Source data:
--------

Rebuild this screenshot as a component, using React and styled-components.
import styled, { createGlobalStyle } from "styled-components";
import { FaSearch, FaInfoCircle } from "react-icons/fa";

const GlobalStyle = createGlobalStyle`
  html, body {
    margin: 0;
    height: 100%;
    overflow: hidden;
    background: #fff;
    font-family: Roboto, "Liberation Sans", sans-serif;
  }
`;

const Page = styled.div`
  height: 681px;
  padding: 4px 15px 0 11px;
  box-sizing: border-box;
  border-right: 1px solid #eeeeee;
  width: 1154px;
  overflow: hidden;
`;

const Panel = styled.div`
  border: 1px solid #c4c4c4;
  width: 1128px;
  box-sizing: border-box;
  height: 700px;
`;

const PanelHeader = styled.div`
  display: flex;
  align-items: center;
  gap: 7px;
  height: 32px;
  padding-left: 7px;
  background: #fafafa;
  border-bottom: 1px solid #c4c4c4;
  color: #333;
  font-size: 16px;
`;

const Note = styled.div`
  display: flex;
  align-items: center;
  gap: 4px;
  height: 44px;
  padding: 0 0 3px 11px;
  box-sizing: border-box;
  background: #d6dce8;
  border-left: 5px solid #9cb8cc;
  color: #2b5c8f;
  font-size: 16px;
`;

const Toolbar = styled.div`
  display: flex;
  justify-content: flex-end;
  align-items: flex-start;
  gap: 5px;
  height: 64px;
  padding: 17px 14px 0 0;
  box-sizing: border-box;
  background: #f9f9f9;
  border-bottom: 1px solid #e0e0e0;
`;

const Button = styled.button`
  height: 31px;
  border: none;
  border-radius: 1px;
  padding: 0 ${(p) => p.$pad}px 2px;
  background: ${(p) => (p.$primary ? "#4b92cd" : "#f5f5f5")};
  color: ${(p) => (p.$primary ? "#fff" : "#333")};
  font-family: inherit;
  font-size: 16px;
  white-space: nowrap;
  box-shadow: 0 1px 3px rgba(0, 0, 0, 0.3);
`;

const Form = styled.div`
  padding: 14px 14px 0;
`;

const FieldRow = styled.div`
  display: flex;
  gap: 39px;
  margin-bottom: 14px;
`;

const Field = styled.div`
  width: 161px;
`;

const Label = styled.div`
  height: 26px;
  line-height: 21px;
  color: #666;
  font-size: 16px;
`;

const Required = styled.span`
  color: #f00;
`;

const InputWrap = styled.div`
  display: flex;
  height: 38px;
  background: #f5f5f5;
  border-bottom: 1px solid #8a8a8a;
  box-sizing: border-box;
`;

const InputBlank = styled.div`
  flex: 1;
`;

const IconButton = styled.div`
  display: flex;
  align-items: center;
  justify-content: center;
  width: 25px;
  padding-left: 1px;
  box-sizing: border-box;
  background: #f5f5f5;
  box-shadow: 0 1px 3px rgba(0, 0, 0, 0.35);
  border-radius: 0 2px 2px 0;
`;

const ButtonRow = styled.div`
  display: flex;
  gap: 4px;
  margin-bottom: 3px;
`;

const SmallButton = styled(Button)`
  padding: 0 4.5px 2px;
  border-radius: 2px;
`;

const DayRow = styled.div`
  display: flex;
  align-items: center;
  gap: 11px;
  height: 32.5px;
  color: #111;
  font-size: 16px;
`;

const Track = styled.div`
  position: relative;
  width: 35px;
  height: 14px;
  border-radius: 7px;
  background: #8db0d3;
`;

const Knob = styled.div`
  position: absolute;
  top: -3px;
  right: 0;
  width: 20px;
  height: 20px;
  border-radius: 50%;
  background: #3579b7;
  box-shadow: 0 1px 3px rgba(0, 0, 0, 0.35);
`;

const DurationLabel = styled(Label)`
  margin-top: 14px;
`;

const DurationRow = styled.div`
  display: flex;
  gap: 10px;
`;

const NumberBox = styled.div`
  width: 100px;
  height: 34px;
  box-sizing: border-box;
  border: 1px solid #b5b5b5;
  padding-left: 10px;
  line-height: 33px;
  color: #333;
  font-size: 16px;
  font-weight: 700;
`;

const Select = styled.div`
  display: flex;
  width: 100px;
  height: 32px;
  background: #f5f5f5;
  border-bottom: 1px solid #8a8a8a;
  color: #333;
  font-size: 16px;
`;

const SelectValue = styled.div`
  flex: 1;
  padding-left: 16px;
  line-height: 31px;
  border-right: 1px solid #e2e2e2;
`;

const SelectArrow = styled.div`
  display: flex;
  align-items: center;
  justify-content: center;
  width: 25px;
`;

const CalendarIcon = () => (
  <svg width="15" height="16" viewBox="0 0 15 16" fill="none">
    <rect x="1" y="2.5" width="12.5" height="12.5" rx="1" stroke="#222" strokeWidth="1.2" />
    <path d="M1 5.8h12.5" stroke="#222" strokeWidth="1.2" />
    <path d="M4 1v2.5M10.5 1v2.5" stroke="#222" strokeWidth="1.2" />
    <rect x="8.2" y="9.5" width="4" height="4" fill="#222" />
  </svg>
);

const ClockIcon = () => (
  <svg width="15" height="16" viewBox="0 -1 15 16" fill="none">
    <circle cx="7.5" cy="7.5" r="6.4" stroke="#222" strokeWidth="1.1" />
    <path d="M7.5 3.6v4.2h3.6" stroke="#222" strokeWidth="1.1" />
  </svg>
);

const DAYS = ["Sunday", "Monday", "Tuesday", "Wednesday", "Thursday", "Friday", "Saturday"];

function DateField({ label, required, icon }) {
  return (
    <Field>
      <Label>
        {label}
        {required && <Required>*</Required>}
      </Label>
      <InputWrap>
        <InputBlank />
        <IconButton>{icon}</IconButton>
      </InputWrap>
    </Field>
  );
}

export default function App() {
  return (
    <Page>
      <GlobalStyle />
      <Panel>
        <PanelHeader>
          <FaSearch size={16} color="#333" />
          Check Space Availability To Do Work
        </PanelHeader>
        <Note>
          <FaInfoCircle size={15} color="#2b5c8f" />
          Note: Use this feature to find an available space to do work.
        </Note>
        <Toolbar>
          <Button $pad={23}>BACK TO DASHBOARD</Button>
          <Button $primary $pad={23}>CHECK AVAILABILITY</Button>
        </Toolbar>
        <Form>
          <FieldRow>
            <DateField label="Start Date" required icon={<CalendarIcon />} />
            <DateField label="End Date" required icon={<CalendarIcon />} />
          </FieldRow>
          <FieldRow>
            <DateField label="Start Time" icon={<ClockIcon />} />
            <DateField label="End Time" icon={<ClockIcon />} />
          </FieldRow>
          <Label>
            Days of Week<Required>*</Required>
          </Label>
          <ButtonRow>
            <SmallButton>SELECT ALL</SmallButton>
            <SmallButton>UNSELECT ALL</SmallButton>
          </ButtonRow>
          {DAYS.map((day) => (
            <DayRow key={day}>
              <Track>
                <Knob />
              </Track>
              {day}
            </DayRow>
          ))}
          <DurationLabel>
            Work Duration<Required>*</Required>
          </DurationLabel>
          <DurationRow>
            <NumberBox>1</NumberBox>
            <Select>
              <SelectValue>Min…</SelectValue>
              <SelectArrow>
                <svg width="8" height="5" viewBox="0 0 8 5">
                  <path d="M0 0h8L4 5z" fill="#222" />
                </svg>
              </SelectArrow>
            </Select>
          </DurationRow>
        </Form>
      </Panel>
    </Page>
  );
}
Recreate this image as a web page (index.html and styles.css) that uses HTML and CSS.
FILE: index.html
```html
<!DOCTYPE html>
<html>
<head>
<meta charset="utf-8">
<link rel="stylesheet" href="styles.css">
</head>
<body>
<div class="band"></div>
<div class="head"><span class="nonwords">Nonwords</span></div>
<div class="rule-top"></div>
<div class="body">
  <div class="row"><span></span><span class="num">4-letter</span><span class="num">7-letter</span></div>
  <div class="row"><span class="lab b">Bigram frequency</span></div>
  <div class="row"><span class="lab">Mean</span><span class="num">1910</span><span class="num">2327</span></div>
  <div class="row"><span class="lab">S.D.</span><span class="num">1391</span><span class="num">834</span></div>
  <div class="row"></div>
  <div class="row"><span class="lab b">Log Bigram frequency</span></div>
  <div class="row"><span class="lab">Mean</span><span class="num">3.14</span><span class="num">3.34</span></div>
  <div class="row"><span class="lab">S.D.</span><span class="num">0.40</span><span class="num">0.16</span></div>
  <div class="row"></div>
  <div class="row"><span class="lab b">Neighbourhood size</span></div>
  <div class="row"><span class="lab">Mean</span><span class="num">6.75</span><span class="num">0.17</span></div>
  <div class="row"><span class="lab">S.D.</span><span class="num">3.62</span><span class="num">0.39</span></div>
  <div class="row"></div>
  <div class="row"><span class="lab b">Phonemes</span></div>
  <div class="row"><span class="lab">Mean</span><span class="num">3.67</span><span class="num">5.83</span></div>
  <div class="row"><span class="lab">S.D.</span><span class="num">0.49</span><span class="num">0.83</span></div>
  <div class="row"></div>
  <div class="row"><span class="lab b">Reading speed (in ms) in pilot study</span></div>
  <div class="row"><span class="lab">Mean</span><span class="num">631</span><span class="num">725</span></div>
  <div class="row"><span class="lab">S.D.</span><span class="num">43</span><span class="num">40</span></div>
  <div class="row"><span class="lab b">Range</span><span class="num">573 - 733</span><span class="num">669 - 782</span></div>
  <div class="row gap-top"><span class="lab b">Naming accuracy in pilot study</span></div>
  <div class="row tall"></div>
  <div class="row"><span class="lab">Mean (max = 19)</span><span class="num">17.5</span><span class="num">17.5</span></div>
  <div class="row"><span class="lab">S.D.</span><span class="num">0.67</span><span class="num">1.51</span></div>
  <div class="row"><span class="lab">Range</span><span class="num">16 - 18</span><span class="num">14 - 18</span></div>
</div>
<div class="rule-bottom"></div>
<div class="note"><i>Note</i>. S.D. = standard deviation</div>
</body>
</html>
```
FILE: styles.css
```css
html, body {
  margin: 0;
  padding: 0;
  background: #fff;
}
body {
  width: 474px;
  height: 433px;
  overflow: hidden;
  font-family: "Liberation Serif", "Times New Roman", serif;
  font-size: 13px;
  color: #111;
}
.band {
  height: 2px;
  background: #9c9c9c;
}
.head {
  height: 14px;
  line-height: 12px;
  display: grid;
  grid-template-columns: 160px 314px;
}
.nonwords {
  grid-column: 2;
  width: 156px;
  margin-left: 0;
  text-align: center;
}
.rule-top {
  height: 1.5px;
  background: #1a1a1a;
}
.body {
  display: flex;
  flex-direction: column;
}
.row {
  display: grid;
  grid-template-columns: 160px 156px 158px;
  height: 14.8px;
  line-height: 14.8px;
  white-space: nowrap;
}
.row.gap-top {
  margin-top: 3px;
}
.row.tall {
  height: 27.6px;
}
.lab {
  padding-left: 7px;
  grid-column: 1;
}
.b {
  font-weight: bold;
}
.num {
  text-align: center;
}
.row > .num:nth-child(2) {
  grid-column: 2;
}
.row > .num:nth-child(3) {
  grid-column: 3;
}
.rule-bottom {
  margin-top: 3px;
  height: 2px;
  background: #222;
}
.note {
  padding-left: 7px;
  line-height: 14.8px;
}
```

--------

Return every line holding the word "styles" from the records.

Worked answer:
Recreate this image as a web page (index.html and styles.css) that uses HTML and CSS.
<link rel="stylesheet" href="styles.css">
FILE: styles.css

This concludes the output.